Argentina cannot turn its back on negotiations with holdout creditors after defaulting on its sovereign debt, a U.S. judge instructed Friday, just as the country’s failure to service a June interest payment was declared a “credit event.”
In a stern tone, U.S. District Judge Thomas Griesa in New York slammed the decision by Latin America’s third-biggest economy to defy his order that it pay in full holdout investors suing it and instead default on $29 billion in debt.
As Griesa was speaking, a 15-member committee aided by the International Swaps and Derivatives Association voted unanimously to call the missed coupon payment a “credit event.” The move triggers a payout process for holders of insurance on Argentine debt, which analysts estimate could amount to about $1 billion.
“Nothing that has happened this week has removed the necessity of working out a settlement,” said Griesa, telling both sides to continue working with mediator Daniel Pollack.
The judge chided Argentina for making public statements that he characterized as misleading. “The debts weren’t extinguished. There’s no bankruptcy, no insolvency proceedings,” Griesa said. “The debts are still there.”
The judge has been at the center of Argentina’s drawn-out fight against the New York hedge funds suing it for full payment on bonds they bought on the cheap after the country’s record 2002 default on $100 billion in debt.
Big discounts helped U.S. auto sales sizzle in July. Toyota, Ford, Nissan and Chrysler all saw double-digit sales gains. General Motors’s sales were up 9 percent compared with last July, while Hyundai’s rose 1.5 percent. Of major automakers, only Honda and Volkswagen saw declines.
Last month was the best July for the industry since 2006. New vehicle sales rose 9 percent to 1.4 million, according to Autodata.

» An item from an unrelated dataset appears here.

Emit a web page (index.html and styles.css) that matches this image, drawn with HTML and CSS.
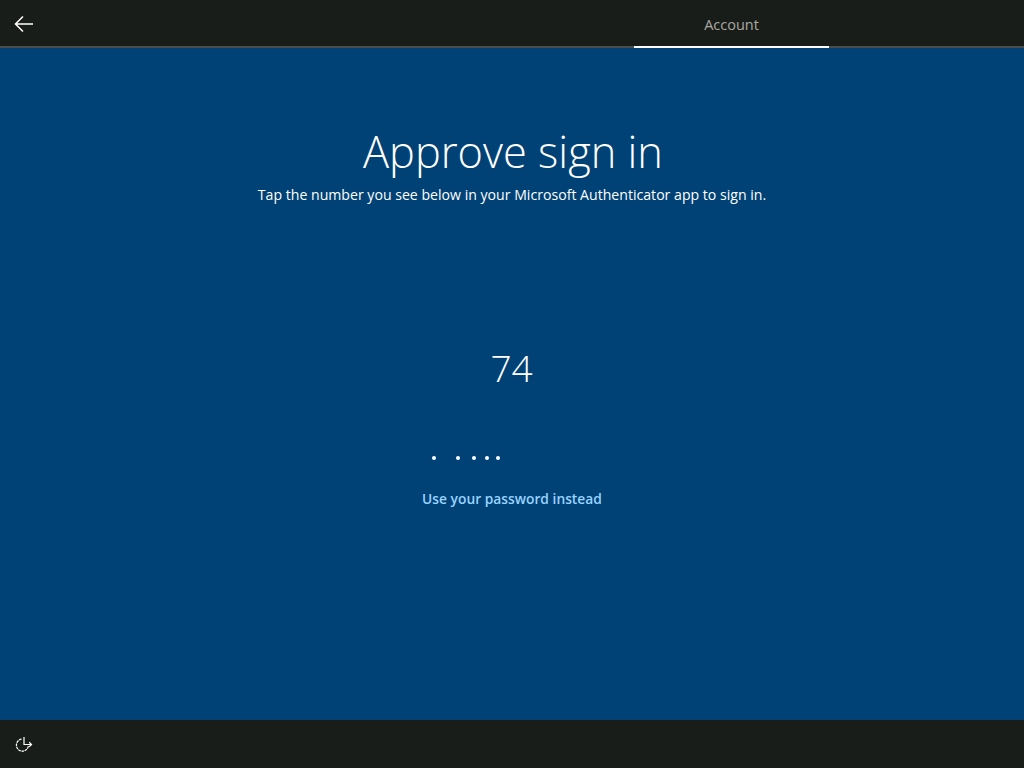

Automakers typically offer deals in the summer to clear out inventory before cars from the new model year arrive in the fall. But last month’s discounts were unusually high.

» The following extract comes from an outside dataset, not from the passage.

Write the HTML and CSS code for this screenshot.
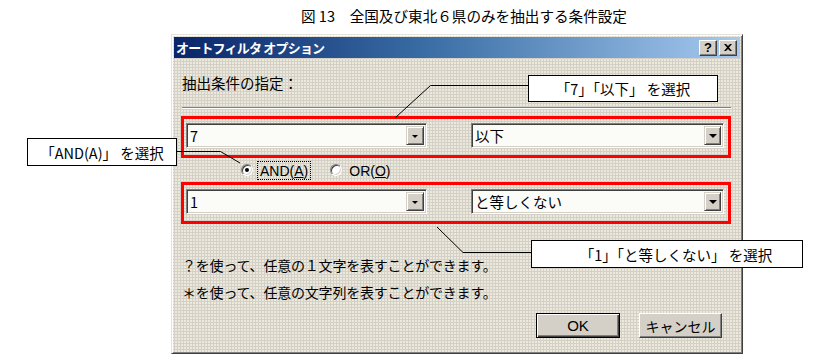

Incentives rose 8 percent — or $216 per vehicle — over last July, said Jesse Toprak, chief analyst for the car shopping site Cars.com. Incentives averaged $2,774 per vehicle, their highest level since August 2010. Toprak said Ford, Toyota, Volkswagen and Hyundai were the most generous; GM and Honda spent less.
Toyota was offering zero-
percent financing on a five-year loan and $1,000 cash back on the Camry sedan. Ford offered $6,000 cash back on a new Expedition SUV. And Chrysler was peddling a $99 per month, two-year lease on a Dodge Dart. Edmunds.com said 13.5 percent of new car loans in July had zero-percent financing, the highest level since December 2010.
— Associated Press
● The General Motors Web site, set up to give consumers quick information on recalled cars, has been providing inaccurate information, the Transportation Department said. When consumers entered their vehicle identification numbers to determine whether their automobiles were subject to recall, some were erroneously told no, according to a statement issued by the National Highway Traffic Safety Administration. NHTSA told consumers to check the GM Web site after Friday evening for accurate information.
● Procter & Gamble plans to sell, discontinue or eliminate as many as 100 brands in the next two years to cut costs and focus on its most important product lines. The 70 to 80 brands that will remain at the world’s largest consumer-products company have accounted for 90 percent of P&G’s sales and more than 95 percent of its profit in the past three years, chief executive A.G. Lafley said. Earlier this year, Lafley agreed to sell most of P&G’s pet-food operations, including Iams and Eukanuba, for $2.9 billion. The company’s top brands include Tide detergent, Pampers diapers, Crest toothpaste and Gillette razors.
● Warren Buffett’s Berkshire Hathaway said second-quarter profit soared 41 percent to a record high, reflecting substantial investment gains and improved results in manufacturing, service and retail businesses. Berkshire said its overall net income grew to $6.4 billion, or $3,889 per Class A share. That is up from $4.54 billion, or $2,763 per Class A share, in the same quarter a year ago. Berkshire’s revenue improved 11 percent to $49.76 billion from last year’s $44.69 billion.
● Apple won preliminary court approval for its $450 million settlement of claims that it harmed consumers by conspiring with five publishers to raise e-book prices. In approving the accord, U.S. District Judge Denise Cote in Manhattan overcame concerns she had expressed over a settlement provision allowing Apple to pay only $70 million if related litigation were to drag out. Apple has been appealing Cote’s July 2013 finding, in a case brought by the Justice Department, that it violated antitrust laws for colluding with the publishers to drive up e-book prices and impede rivals such as Amazon.com.
● Moody’s ratings agency has upgraded Greece’s government bond rating, predicting a gradual decline of the national debt. The agency said it had raised the Greek rating by two notches from Caa3 to Caa1 — still below investment grade. Greece is set to emerge from recession this year for the first time since 2008. The country was rescued from the brink of bankruptcy in 2010 by an international bailout that was eventually worth $308 billion.